Performance features: Higher magnesium content (2.2%-2.8%), offering outstanding salt-spray corrosion resistance. It has higher hardness and excellent fatigue strength.
Typical applications: Seaside villas, port buildings, chemical plant roofing.
Drawbacks: More expensive than the 3000 series, and it requires a larger bending radius (R) during forming.
Wood grain is not only a printed pattern; it is a multi-layer coating system designed to protect the coil through decades of exposure. In coil-coated roofing products, durability depends on a coherent stack: pretreatment for adhesion, primer for barrier performance, and a topcoat that resists UV and chalking.
A robust architecture for exterior roofing typically includes:
Pretreatment (conversion layer) to improve adhesion and underfilm corrosion resistance.
Primer to provide a dense barrier and to anchor the printed layer.
Wood grain pattern layer (usually via gravure/roller transfer) to create realistic pores, tonal transitions, and grain direction.
Clear protective topcoat (or integrated high-durability topcoat) to guard the pattern from UV, abrasion, and staining.
In climate-exposed roofing, the preferred topcoat is generally PVDF coating because fluoropolymer chemistry provides superior UV stability, gloss retention, and color durability. For projects with milder exposure or cost-sensitive applications, PE coating is often used, but it should be specified carefully for roof pitch, orientation, and expected sunlight intensity.
Where appropriate within a broader material selection, PVDF-based systems are commonly supplied as PVDF Coated Aluminum Coil, while economical interior or low-exposure solutions align with PE Coated Aluminum Coil options.

The best performance is not achieved by pattern printing alone. Roofing coils need tightly controlled coil coating and curing to ensure the film is continuous, well-crosslinked, and consistently thick across the width and along the length.
In a well-managed coil coating process, the critical technical controls include:
Incoming coil quality: consistent gauge, flatness, and surface cleanliness to prevent coating skips and print distortion.
Degreasing and chemical pretreatment: stable bath chemistry and contact time to avoid adhesion loss or filiform corrosion.
Primer and topcoat application: controlled viscosity, roll pressure, and line speed to maintain uniform film build.
Oven curing: verified peak metal temperature (PMT) and dwell time to ensure complete crosslinking without overbake embrittlement.
Wood grain registration and direction: pattern alignment and repeat length control to avoid visual banding on long roof panels.
For roofing, two details are often overlooked but decisive:
Forming tolerance of the coating film: seams and hems concentrate strain. The coating must pass T-bend/impact benchmarks without cracking that could expose aluminum.

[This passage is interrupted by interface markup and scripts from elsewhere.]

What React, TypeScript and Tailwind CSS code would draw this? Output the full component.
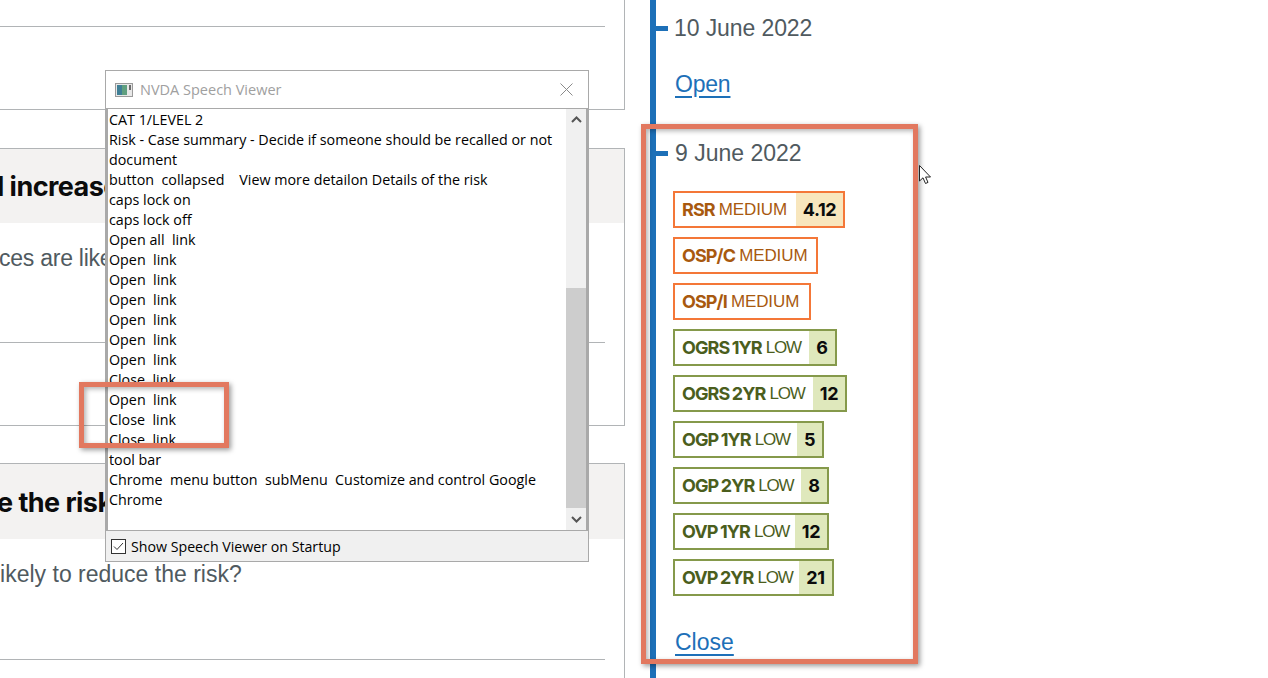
const SANS = "font-['Inter','Liberation_Sans',sans-serif]";
const ARIAL = "font-['Liberation_Sans',Arial,sans-serif]";

function Card({ heading, headerClass, body, bodyClass, lineClass }: { heading: string; headerClass: string; body: string; bodyClass: string; lineClass: string }) {
  return (
    <section className="w-[625px] h-[278px] border-y border-r border-[#b1b4b6] shrink-0 overflow-hidden">
      <div className={`bg-[#f3f2f1] flex items-center overflow-hidden ${headerClass}`}>
        <h2 className="-ml-[3px] text-[27px] leading-[32px] font-bold text-[#0b0c0c] whitespace-nowrap tracking-[-0.55px]">{heading}</h2>
      </div>
      <p className={`mt-[20px] text-[23px] leading-[30px] text-[#505a5f] whitespace-nowrap ${ARIAL} ${bodyClass}`}>{body}</p>
      <div className={`w-[605px] border-b border-[#b1b4b6] ${lineClass}`} />
    </section>
  );
}

type BadgeProps = { name: string; level: string; score?: string; tone: "orange" | "green"; w: string; sw?: string };

function Badge({ name, level, score, tone, w, sw }: BadgeProps) {
  const orange = tone === "orange";
  return (
    <div className={`h-[37px] flex items-stretch justify-between border-2 ${w} ${orange ? "border-[#f47738]" : "border-[#85994b]"}`}>
      <div className={`pl-[7px] flex items-center gap-[4px] whitespace-nowrap text-[18px] ${orange ? "text-[#a8590f]" : "text-[#4b5e1d]"}`}>
        <b className="font-bold tracking-[-0.9px] [word-spacing:-1px]">{name}</b>
        <span className={`text-[17px] ${ARIAL} ${level === "LOW" ? "tracking-[-1.2px]" : "tracking-[-0.1px]"}`}>{level}</span>
      </div>
      {score && (
        <div className={`flex items-center justify-center text-[18px] font-bold text-[#0b0c0c] tracking-[-0.4px] ${sw} ${orange ? "bg-[#f8e6bd]" : "bg-[#dfe8bc]"}`}>
          {score}
        </div>
      )}
    </div>
  );
}

function DateRow({ text, textClass }: { text: string; textClass: string }) {
  return (
    <div className="flex items-center h-[30px]">
      <div className="w-[12px] h-[5px] bg-[#1d70b8]" />
      <span className={`text-[23px] text-[#505a5f] whitespace-nowrap ${ARIAL} ${textClass}`}>{text}</span>
    </div>
  );
}

const badges: BadgeProps[] = [
  { name: "RSR", level: "MEDIUM", score: "4.12", tone: "orange", w: "w-[172px]", sw: "w-[47px]" },
  { name: "OSP/C", level: "MEDIUM", tone: "orange", w: "w-[145px]" },
  { name: "OSP/I", level: "MEDIUM", tone: "orange", w: "w-[138px]" },
  { name: "OGRS 1YR", level: "LOW", score: "6", tone: "green", w: "w-[164px]", sw: "w-[26px]" },
  { name: "OGRS 2YR", level: "LOW", score: "12", tone: "green", w: "w-[174px]", sw: "w-[32px]" },
  { name: "OGP 1YR", level: "LOW", score: "5", tone: "green", w: "w-[151px]", sw: "w-[25px]" },
  { name: "OGP 2YR", level: "LOW", score: "8", tone: "green", w: "w-[156px]", sw: "w-[26px]" },
  { name: "OVP 1YR", level: "LOW", score: "12", tone: "green", w: "w-[156px]", sw: "w-[32px]" },
  { name: "OVP 2YR", level: "LOW", score: "21", tone: "green", w: "w-[161px]", sw: "w-[33px]" },
];

const speech = [
  "CAT 1/LEVEL 2",
  "Risk - Case summary - Decide if someone should be recalled or not",
  "document",
  "button  collapsed    View more detailon Details of the risk",
  "caps lock on",
  "caps lock off",
  "Open all  link",
  "Open  link",
  "Open  link",
  "Open  link",
  "Open  link",
  "Open  link",
  "Open  link",
  "Close  link",
  "Open  link",
  "Close  link",
  "Close  link",
  "tool bar",
  "Chrome  menu button  subMenu  Customize and control Google",
  "Chrome",
];

function SpeechViewer() {
  return (
    <div className="absolute left-[105px] top-[70px] w-[484px] h-[492px] border border-[#a9a9a9] bg-white flex flex-col font-['Open_Sans',sans-serif]">
      <div className="h-[37px] shrink-0 flex items-center pl-[9px] pr-[15px]">
        <svg width="18" height="14" viewBox="0 0 18 14" className="shrink-0">
          <rect x="0.5" y="0.5" width="17" height="13" fill="#e8e8e8" stroke="#9a9a9a" />
          <rect x="2" y="2" width="10" height="10" fill="#5f9f7f" />
          <rect x="2" y="2" width="5" height="10" fill="#3f7f96" />
          <rect x="14" y="2" width="2" height="5" fill="#6b6b6b" />
        </svg>
        <span className="ml-[7px] text-[14.5px] text-[#a0a0a0] whitespace-nowrap">NVDA Speech Viewer</span>
        <svg width="13" height="13" viewBox="0 0 13 13" className="ml-auto" fill="none" stroke="#8a8a8a" strokeWidth="1">
          <path d="M0.5 0.5 12.5 12.5M12.5 0.5 0.5 12.5" />
        </svg>
      </div>
      <div className="flex-1 min-h-0 flex border-t border-[#a9a9a9] border-l-2 border-l-[#a9a9a9] border-r-2 border-r-[#a9a9a9] border-b border-b-[#a9a9a9]">
        <div className="flex-1 pl-[1px] pt-[1px] text-[14.3px] leading-[20px] text-black whitespace-pre overflow-hidden">
          {speech.map((l, i) => (
            <div key={i}>{l}</div>
          ))}
        </div>
        <div className="w-[20px] bg-[#f0f0f0] flex flex-col items-center">
          <div className="h-[21px] w-full flex items-center justify-center">
            <svg width="11" height="7" viewBox="0 0 11 7" fill="none" stroke="#555" strokeWidth="2"><path d="M1 6 5.5 1.5 10 6" /></svg>
          </div>
          <div className="h-[158px]" />
          <div className="h-[220px] w-full bg-[#cdcdcd]" />
          <div className="flex-1 w-full flex items-center justify-center">
            <svg width="11" height="7" viewBox="0 0 11 7" fill="none" stroke="#555" strokeWidth="2"><path d="M1 1 5.5 5.5 10 1" /></svg>
          </div>
        </div>
      </div>
      <div className="h-[30px] shrink-0 bg-[#f0f0f0] flex items-center pl-[5px]">
        <div className="w-[15px] h-[15px] border border-[#333] bg-white flex items-center justify-center">
          <svg width="11" height="9" viewBox="0 0 11 9" fill="none" stroke="#333" strokeWidth="1"><path d="M1 4.5 4 7.5 10 1" /></svg>
        </div>
        <span className="ml-[5px] pt-[1px] text-[14.2px] text-black whitespace-nowrap">Show Speech Viewer on Startup</span>
      </div>
    </div>
  );
}

export default function App() {
  return (
    <div className={`relative w-[1268px] h-[678px] overflow-hidden bg-white flex ${SANS}`}>
      <main className="w-[625px] shrink-0 flex flex-col">
        <section className="h-[110px] w-[625px] shrink-0 border-r border-b border-[#b1b4b6]">
          <div className="h-[27px] w-[605px] border-b border-[#b1b4b6]" />
        </section>
        <div className="h-[38px] shrink-0" />
        <Card heading="l increase" headerClass="h-[74px] pt-[1px]" body="ces are likely" bodyClass="-ml-[1px] tracking-[-0.25px]" lineClass="mt-[69px]" />
        <div className="h-[37px] shrink-0" />
        <Card heading="e the risk" headerClass="h-[75px] pt-[2px]" body="likely to reduce the risk?" bodyClass="-ml-[5px]" lineClass="mt-[70px]" />
      </main>

      <aside className="ml-[25px] w-[300px] h-full border-l-[6px] border-[#1d70b8] shrink-0 flex flex-col">
        <div className="mt-[13px]">
          <DateRow text="10 June 2022" textClass="ml-[6px] tracking-[-0.1px]" />
        </div>
        <a className={`mt-[25px] ml-[19px] text-[23px] leading-[32px] text-[#1d70b8] underline underline-offset-[4px] w-fit tracking-[-0.2px] ${ARIAL}`}>Open</a>
        <div className="mt-[38px]">
          <DateRow text="9 June 2022" textClass="ml-[7px]" />
        </div>
        <div className="mt-[23px] ml-[17px] flex flex-col gap-[9px]">
          {badges.map((b) => (
            <Badge key={b.name} {...b} />
          ))}
        </div>
        <a className={`mt-[30px] ml-[19px] text-[23px] leading-[32px] text-[#1d70b8] underline underline-offset-[4px] w-fit ${ARIAL}`}>Close</a>
      </aside>

      <SpeechViewer />

      <div className="absolute left-[641px] top-[124px] w-[277px] h-[540px] border-[5px] border-[#e2785f] shadow-[2px_2px_5px_rgba(0,0,0,0.4),inset_2px_2px_5px_rgba(0,0,0,0.3)]" />
      <div className="absolute left-[79px] top-[382px] w-[150px] h-[66px] border-[5px] border-[#e2785f] shadow-[2px_2px_5px_rgba(0,0,0,0.4),inset_2px_2px_5px_rgba(0,0,0,0.3)]" />

      <svg className="absolute left-[919px] top-[165px]" width="14" height="20" viewBox="0 0 14 20" fill="white" stroke="#222" strokeWidth="1">
        <path d="M0.5 0.5V16L4 12.8 6.5 18.5 9 17.4 6.6 12H11.5Z" />
      </svg>
    </div>
  );
}
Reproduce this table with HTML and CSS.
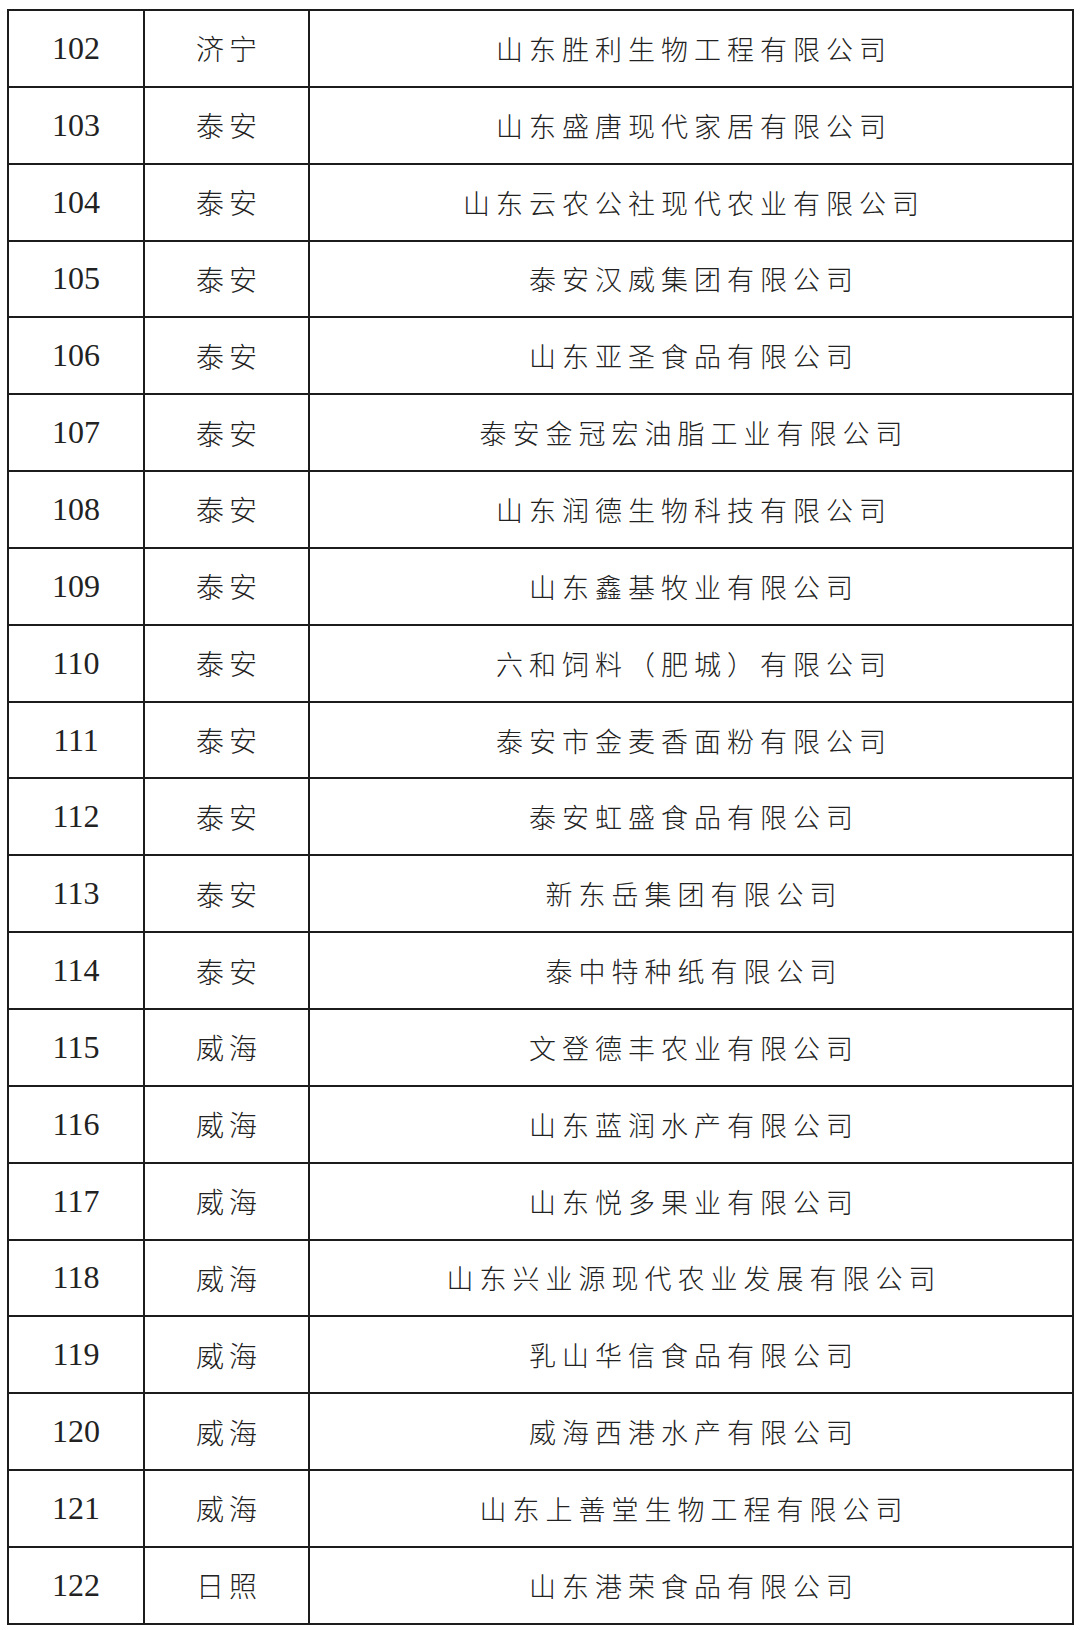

Edge protection strategy: slit edges are a natural vulnerability. Proper primer barrier, topcoat flexibility, and compatible sealants at installation reduce edge-driven underfilm attack.
Table: Core Specifications for Wood Grain Aluminum Coil for Roofing
| Item | Typical Options / Range | Notes for Roofing Use |
|---|---|---|
| Alloy | 1000 series, 3000 series, 5000 series | 3xxx often chosen for strength/formability balance; 5xxx for higher strength and marine tolerance |
| Temper | O, H14, H16, H24 | Select to match roll-forming and panel profile requirements |
| Thickness | 0.30–1.20 mm | Common roofing/trim range: 0.50–0.90 mm depending on profile span |
| Width | 600–1250 mm (custom possible) | Must match slitting plan and forming line capability |
| Coating system | PVDF / PE / SMP (optional) | PVDF recommended for long-term UV exposure |
| Topcoat thickness | 18–28 μm (typical) | Higher film build improves barrier and pattern depth |
| Primer thickness | 5–10 μm (typical) | Supports adhesion, corrosion resistance, and print anchoring |
| Back coat | 5–10 μm (service/backer) | Improves handling and underside protection |
| Surface finish | Wood grain (matte/satin) | Matte/satin reduces glare and hides minor handling marks |
| Gloss (60°) | ~10–35 GU (by design) | Lower gloss often looks more "natural wood" |
| Adhesion / forming | 0T–2T (system-dependent) | Must be validated against the target roof profile |
| Corrosion resistance | Salt spray and humidity validated per spec | Targets depend on region, distance to coast, and roof design |
A wood grain prepainted aluminum coil is typically converted into roof panels and accessories such as ridge caps, gable trims, drip edges, fascia, soffit panels, and rainwater systems. The coil format supports continuous production: slitting, roll-forming into standing seam roofing or corrugated profiles, and press-braking for architectural flashings.
Because the appearance layer is protected under a clear or high-durability topcoat, the roof maintains a stable wood tone without the recurring sealing and staining cycles required by natural timber. At the same time, aluminum's corrosion behavior, combined with a properly designed pretreatment and primer, reduces the risk of blistering and underfilm corrosion in damp or polluted atmospheres.

In real installations, performance is most consistent when the coil, profile design, and environment are matched:
For high UV, desert, or tropical exposures, PVDF systems provide the best resistance to chalking and color shift.
For coastal roofs, alloy selection and coating integrity (including slit-edge management and detailing) become as important as film type.
For complex profiles and tight seams, film flexibility and controlled curing prevent micro-cracks at formed radii.
When these factors are engineered as one system, wood grain aluminum roofing can deliver a convincing timber aesthetic with long-term weatherability, stable geometry, and manufacturing efficiency from coil to finished roof components.